Je suis venu au Roazhon Park lors du dernier Rennes-Strasbourg, avec une belle victoire rennaise (3-0). Ça m’a permis de discuter avec pas mal de monde. Il y a de très bons joueurs, notamment chez les jeunes. Pour moi, il n’y a pas photo, le Stade Rennais est le meilleur club formateur. Quand tu vois le nombre de jeunes talents qui sont sortis sur ces dix dernières années, c’est assez phénoménal et surtout, ce n’est pas dû au hasard. C’est un travail de fond qui est récompensé et c’est l’essence même du club.
Quel est ton rapport avec les journalistes ? Pouvais-tu te lier d’amitié avec certains d’entre eux ?
Pas forcément lors de ma première année professionnelle, mais ensuite oui, sans problème. J’étais pote avec tout le monde. Dans le milieu du football, il faut pouvoir accepter la critique et ça permet aussi de te corriger. Au travers de mes nombreuses expériences à l’étranger, j’ai découvert des façons de faire très différentes et où les critiques sont parfois extrêmement dures et régulières. Il faut apprendre à composer avec, sans quoi tu n’avances pas.
Que penses-tu des réseaux sociaux, qui n’existaient pas à tes débuts…
Sincèrement, je pense que c’est dangereux pour les footballeurs et plus généralement pour les sportifs de haut niveau. Il y a maintenant des entreprises qui s’occupent de la communication des joueurs et je crois qu’il vaut mieux leur laisser la main. Je ne pense pas que ce soit utile de vouloir gérer ça soi-même.

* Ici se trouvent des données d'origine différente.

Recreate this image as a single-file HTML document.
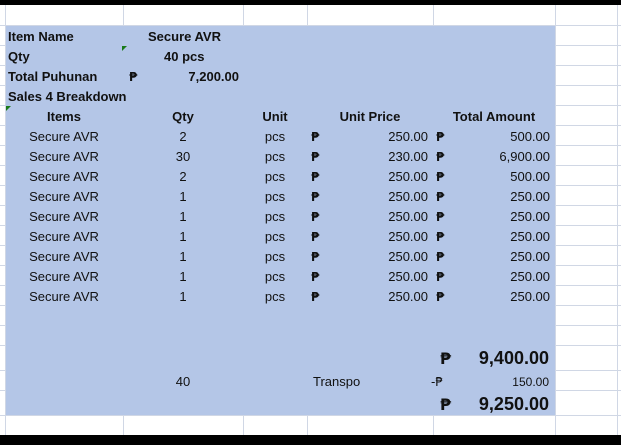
<!DOCTYPE html>
<html><head><meta charset="utf-8"><style>
*{margin:0;padding:0;box-sizing:border-box}
body{width:621px;height:445px;position:relative;background:#fff;overflow:hidden;font-family:"Liberation Sans","DejaVu Sans",sans-serif;font-size:13px;color:#111}
.a{position:absolute;white-space:nowrap}
.h{position:absolute;left:0;width:621px;height:1px;background:#d0d7e5}
.v{position:absolute;top:0;width:1px;height:445px;background:#d0d7e5}
.b{font-weight:bold}
.p{font-family:"DejaVu Sans",sans-serif;font-size:12px;font-weight:bold}
</style></head><body>
<div class="v" style="left:5px"></div>
<div class="v" style="left:123px"></div>
<div class="v" style="left:243px"></div>
<div class="v" style="left:307px"></div>
<div class="v" style="left:433px"></div>
<div class="v" style="left:555px"></div>
<div class="v" style="left:617px"></div>
<div class="h" style="top:25px"></div><div class="h" style="top:45px"></div><div class="h" style="top:65px"></div><div class="h" style="top:85px"></div><div class="h" style="top:105px"></div><div class="h" style="top:125px"></div><div class="h" style="top:145px"></div><div class="h" style="top:165px"></div><div class="h" style="top:185px"></div><div class="h" style="top:205px"></div><div class="h" style="top:225px"></div><div class="h" style="top:245px"></div><div class="h" style="top:265px"></div><div class="h" style="top:285px"></div><div class="h" style="top:305px"></div><div class="h" style="top:325px"></div><div class="h" style="top:345px"></div><div class="h" style="top:370px"></div><div class="h" style="top:390px"></div><div class="h" style="top:415px"></div>
<div class="a" style="left:6px;top:26px;width:549px;height:389px;background:#b4c6e7"></div>
<div class="a" style="left:0;top:0;width:621px;height:5px;background:#000"></div>
<div class="a" style="left:0;top:435px;width:621px;height:10px;background:#000"></div>
<div class="a" style="left:122px;top:46px;width:0;height:0;border-top:5px solid #1a7a1a;border-right:5px solid transparent"></div>
<div class="a" style="left:6px;top:106px;width:0;height:0;border-top:5px solid #1a7a1a;border-right:5px solid transparent"></div>

<div class="a b" style="left:8px;top:29px">Item Name</div>
<div class="a b" style="left:148px;top:29px">Secure AVR</div>
<div class="a b" style="left:8px;top:49px">Qty</div>
<div class="a b" style="left:164px;top:49px">40 pcs</div>
<div class="a b" style="left:8px;top:69px">Total Puhunan</div>
<div class="a p" style="left:129px;top:70px">₱</div>
<div class="a b" style="left:160px;top:69px;width:79px;text-align:right">7,200.00</div>
<div class="a b" style="left:8px;top:89px">Sales 4 Breakdown</div>

<div class="a b" style="left:5px;top:109px;width:118px;text-align:center">Items</div>
<div class="a b" style="left:123px;top:109px;width:120px;text-align:center">Qty</div>
<div class="a b" style="left:243px;top:109px;width:64px;text-align:center">Unit</div>
<div class="a b" style="left:307px;top:109px;width:126px;text-align:center">Unit Price</div>
<div class="a b" style="left:433px;top:109px;width:122px;text-align:center">Total Amount</div>

<div id="rows"></div>
<script>
var d=[["2","250.00","500.00"],["30","230.00","6,900.00"],["2","250.00","500.00"],["1","250.00","250.00"],["1","250.00","250.00"],["1","250.00","250.00"],["1","250.00","250.00"],["1","250.00","250.00"],["1","250.00","250.00"]];
var h="";
d.forEach(function(r,i){var t=129+i*20;
h+='<div class="a" style="left:5px;top:'+t+'px;width:118px;text-align:center">Secure AVR</div>';
h+='<div class="a" style="left:123px;top:'+t+'px;width:120px;text-align:center">'+r[0]+'</div>';
h+='<div class="a" style="left:243px;top:'+t+'px;width:64px;text-align:center">pcs</div>';
h+='<div class="a p" style="left:311px;top:'+(t+1)+'px">₱</div>';
h+='<div class="a" style="left:340px;top:'+t+'px;width:88px;text-align:right">'+r[1]+'</div>';
h+='<div class="a p" style="left:436px;top:'+(t+1)+'px">₱</div>';
h+='<div class="a" style="left:460px;top:'+t+'px;width:90px;text-align:right">'+r[2]+'</div>';});
document.getElementById("rows").innerHTML=h;
</script>

<div class="a p" style="left:440px;top:349px;font-size:16px">₱</div>
<div class="a b" style="left:440px;top:348px;width:109px;text-align:right;font-size:18px">9,400.00</div>
<div class="a" style="left:123px;top:374px;width:120px;text-align:center">40</div>
<div class="a" style="left:313px;top:374px">Transpo</div>
<div class="a p" style="left:431px;top:375px;font-weight:normal">-₱</div>
<div class="a" style="left:470px;top:375px;width:79px;text-align:right;font-size:12px">150.00</div>
<div class="a p" style="left:440px;top:395px;font-size:16px">₱</div>
<div class="a b" style="left:440px;top:394px;width:109px;text-align:right;font-size:18px">9,250.00</div>
</body></html>
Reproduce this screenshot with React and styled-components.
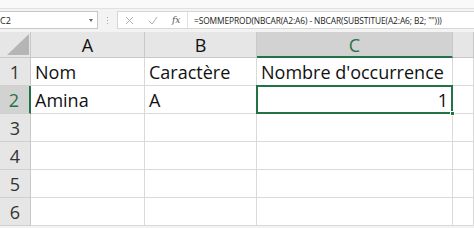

De ton côté, il y a eu cette vidéo lors de ta présentation à Fuenlabrada qui a pas mal fait réagir. Peux-tu nous en parler ?
Il y a eu une incompréhension avec le club (à savoir une vidéo de présentation avec une musique pour le moins inappropriée, ndlr). Ils ne m’ont pas consulté avant de la mettre en ligne. Pour l’anecdote, c’est un journaliste de l’équipe qui m’a appelé pour me prévenir, en me demandant si j’avais vu la vidéo de ma présentation. Dès que j’ai été mis au courant, j’ai appelé le club pour modifier ça. Ils se sont excusés et ont supprimé la vidéo, avant d’en mettre une autre avec une musique différente…
Quel est ton avis sur la VAR ?
J’ai connu le football avec et le football sans, et au final, je ne suis pas pour. Ça gâche les émotions, tant pour les joueurs que pour les supporters. Le pire, c’est au moment des buts. Le joueur marque, il commence à jubiler, mais après il doit attendre pour vraiment le célébrer. Ça crée un double effet entre la joie et la prudence. Surtout, ça enlève tout le côté instantané. Quand le but est finalement validé, tu célèbres une seconde fois, mais forcément, ça perd en intensité.